Référence neutre : 2001 CAF 224

CORAM :         LE JUGE EN CHEF RICHARD

LE JUGE DÉCARY

LE JUGE LÉTOURNEAU

ENTRE :

                                             IRON ORE COMPANY OF CANADA

                                                                                                                                              appelante

ET :

                                                        SA MAJESTÉ LA REINE

                                                                                                                                                  intimée

                                  Audience tenue à Montréal (Québec), le lundi 18 juin 2001

                                Jugement rendu à Ottawa (Ontario), le mercredi 4 juillet 2001

MOTIFS DU JUGEMENT PAR :                                                        LE JUGE LÉTOURNEAU

Y ONT SOUSCRIT :                                                                    LE JUGE EN CHEF RICHARD

                                                                                                                          LE JUGE DÉCARY


Date : 20010704

Dossier : A-62-00

Référence neutre : 2001 CAF 224

CORAM :         LE JUGE EN CHEF RICHARD

LE JUGE DÉCARY

LE JUGE LÉTOURNEAU

ENTRE :

                                             IRON ORE COMPANY OF CANADA

                                                                                                                                              appelante

ET :

                                                        SA MAJESTÉ LA REINE

                                                                                                                                                  intimée

                                                       MOTIFS DU JUGEMENT

LE JUGE LÉTOURNEAU

[1]                Le présent appel soulève la question de savoir si madame le juge Lamarre-Proulx de la Cour canadienne de l'impôt a commis une erreur dans sa façon d'interpréter le sous-alinéa 12(1)x)(iv) de la Loi de l'impôt sur le revenu (la Loi) lorsqu'elle a conclu que le remboursement reçu par l'appelante pour la taxe de vente payée par erreur constituait un remboursement au sens de ce sous-alinéa.
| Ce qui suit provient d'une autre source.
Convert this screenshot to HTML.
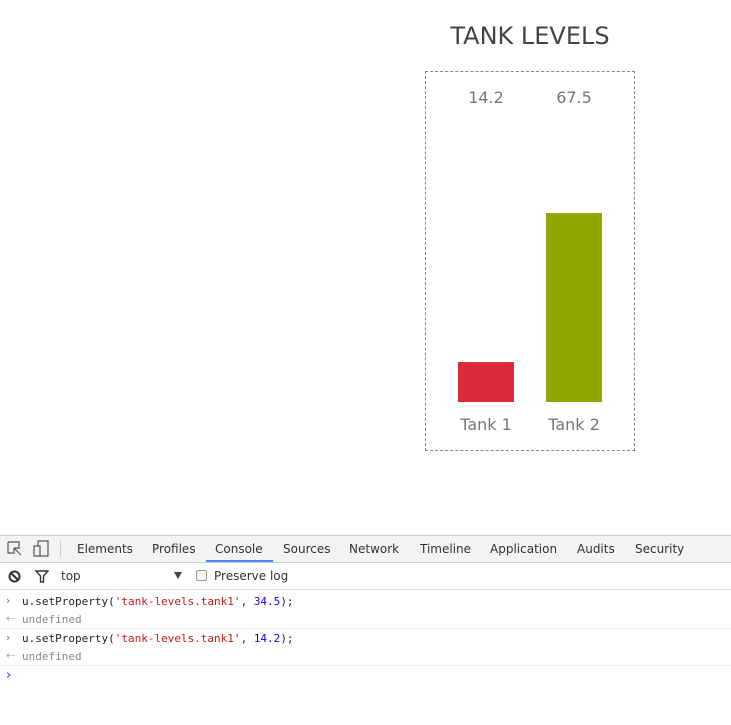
<html><head><style>
body{margin:0;width:731px;height:725px;background:#fff;position:relative;overflow:hidden;font-family:"DejaVu Sans","Liberation Sans",sans-serif}
.a{position:absolute}
.t{font-size:12px;color:#333;top:542px}
.m{font-family:"DejaVu Sans Mono","Liberation Mono",monospace;font-size:11px;left:22px}
.s{color:#c41a16}.n{color:#1c00cf}
.ic{color:#777;font-size:11px;left:6px}
</style></head><body>
<div class="a" style="left:425px;width:210px;top:22px;text-align:center;font-size:24px;color:#444">TANK LEVELS</div>
<div class="a" style="left:425px;top:71px;width:208px;height:378px;border:1px dashed #888"></div>
<div class="a" style="left:446px;width:80px;top:88px;text-align:center;font-size:16px;color:#777">14.2</div>
<div class="a" style="left:534px;width:80px;top:88px;text-align:center;font-size:16px;color:#777">67.5</div>
<div class="a" style="left:458px;top:362px;width:56px;height:40px;background:#dc2a3a"></div>
<div class="a" style="left:546px;top:213px;width:56px;height:189px;background:#8fa700"></div>
<div class="a" style="left:446px;width:80px;top:415px;text-align:center;font-size:16px;color:#777">Tank 1</div>
<div class="a" style="left:534px;width:80px;top:415px;text-align:center;font-size:16px;color:#777">Tank 2</div>

<div class="a" style="left:0;top:535px;width:731px;height:26px;background:#f3f3f3;border-top:1px solid #ccc;border-bottom:1px solid #ccc"></div>
<svg class="a" style="left:7px;top:541px" width="16" height="16"><path d="M1 1h11v5M1 1v11h5M7 7l7 7M7 7v6M7 7h6" stroke="#555" fill="none" stroke-width="1.2"/></svg>
<svg class="a" style="left:33px;top:540px" width="18" height="18"><rect x="5" y="1" width="10" height="15" stroke="#555" fill="none" stroke-width="1.2"/><rect x="1" y="6" width="6" height="10" stroke="#555" fill="#f3f3f3" stroke-width="1.2"/></svg>
<div class="a" style="left:60px;top:541px;width:1px;height:16px;background:#ccc"></div>
<div class="a t" style="left:77px">Elements</div>
<div class="a t" style="left:152px">Profiles</div>
<div class="a t" style="left:215px">Console</div>
<div class="a" style="left:206px;top:560px;width:67px;height:2px;background:#4a8af4"></div>
<div class="a t" style="left:283px">Sources</div>
<div class="a t" style="left:349px">Network</div>
<div class="a t" style="left:420px">Timeline</div>
<div class="a t" style="left:490px">Application</div>
<div class="a t" style="left:577px">Audits</div>
<div class="a t" style="left:635px">Security</div>

<div class="a" style="left:0;top:589px;width:731px;height:1px;background:#ddd"></div>
<svg class="a" style="left:8px;top:570px" width="13" height="13"><circle cx="6.5" cy="6.5" r="5" stroke="#333" stroke-width="2" fill="none"/><path d="M3 3l7 7" stroke="#333" stroke-width="2"/></svg>
<svg class="a" style="left:35px;top:570px" width="14" height="13"><path d="M1 1h12l-4.5 5v6h-3v-6z" stroke="#333" stroke-width="1.4" fill="none"/></svg>
<div class="a" style="left:61px;top:569px;font-size:12px;color:#333">top</div>
<div class="a" style="left:174px;top:572px;width:0;height:0;border-left:4px solid transparent;border-right:4px solid transparent;border-top:7px solid #444"></div>
<div class="a" style="left:196px;top:570px;width:9px;height:9px;border:1px solid #999;border-radius:2px;background:#f8f8f8"></div>
<div class="a" style="left:214px;top:569px;font-size:12px;color:#333">Preserve log</div>

<div class="a ic" style="top:594px">›</div>
<div class="a m" style="top:595px;color:#222">u.setProperty(<span class="s">'tank-levels.tank1'</span>, <span class="n">34.5</span>);</div>
<div class="a ic" style="top:612px;color:#aaa">⇠</div>
<div class="a m" style="top:613px;color:#888">undefined</div>
<div class="a" style="left:0;top:628px;width:731px;height:1px;background:#eee"></div>
<div class="a ic" style="top:631px">›</div>
<div class="a m" style="top:632px;color:#222">u.setProperty(<span class="s">'tank-levels.tank1'</span>, <span class="n">14.2</span>);</div>
<div class="a ic" style="top:649px;color:#aaa">⇠</div>
<div class="a m" style="top:650px;color:#888">undefined</div>
<div class="a" style="left:0;top:665px;width:731px;height:1px;background:#eee"></div>
<div class="a ic" style="top:668px;color:#367cf1;font-weight:bold;font-size:13px">›</div>
</body></html>
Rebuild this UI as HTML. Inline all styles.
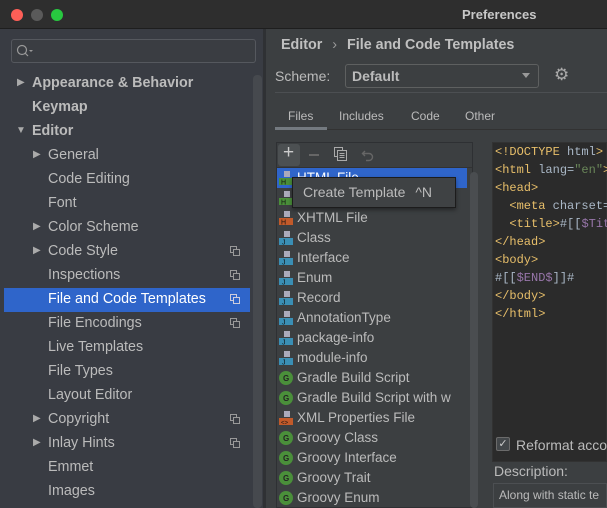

La disposition est libellée ainsi :



12(1) Sont à inclure dans le calcul du revenu tiré par un contribuable d'une entreprise ou d'un bien, au cours d'une année d'imposition, celles des sommes suivantes qui sont applicables :

(x)    un montant (à l'exclusion d'un montant prescrit) reçu par le contribuable au cours de l'année pendant qu'il tirait un revenu d'une entreprise ou d'un bien :

[...]

(ii)    soit d'un gouvernement, d'une municipalité ou d'une autre administration,

s'il est raisonnable de considérer le montant comme reçu :

(iii) soit à titre de paiement incitatif, sous forme de prime, de subvention, de prêt à remboursement conditionnel, de déduction de l'impôt ou d'indemnité, ou sous toute autre forme,

(iv) soit à titre de remboursement, de contribution ou d'indemnité ou à titre d'aide, sous forme de prime, de subvention, de prêt à remboursement conditionnel, de déduction de l'impôt ou d'indemnité, ou sous toute autre forme, à l'égard, selon le cas :

(A)           d'une somme incluse dans le coût d'un bien ou déduite au titre de ce coût,

(B)            d'une dépense engagée ou effectuée,

[...]

                                               

12(1) There shall be included in computing the income of a taxpayer for a taxation year as income from a business or property such of the following amounts as are applicable:

...

(x)    any particular amount (other than a prescribed amount) received by the taxpayer in the year, in the course of earning income from a business or property, from

[...]

(ii)        a government, municipality or other public authority

where the particular amount can reasonably be considered to have been received

(iii)       as an inducement, whether as a grant, subsidy, forgivable loan, deduction from tax, allowance or any other form of inducement, or

(iv)       as a refund, reimbursement, contribution or allowance or as assistance, whether as a grant, subsidy, forgivable loan, deduction from tax, allowance or any other form of assistance, in respect of

(A)       an amount included in, or deducted as, the cost of property, or

(B)        an outlay or expense,

[...]

                                               


                                                                                                                                         (Je souligne)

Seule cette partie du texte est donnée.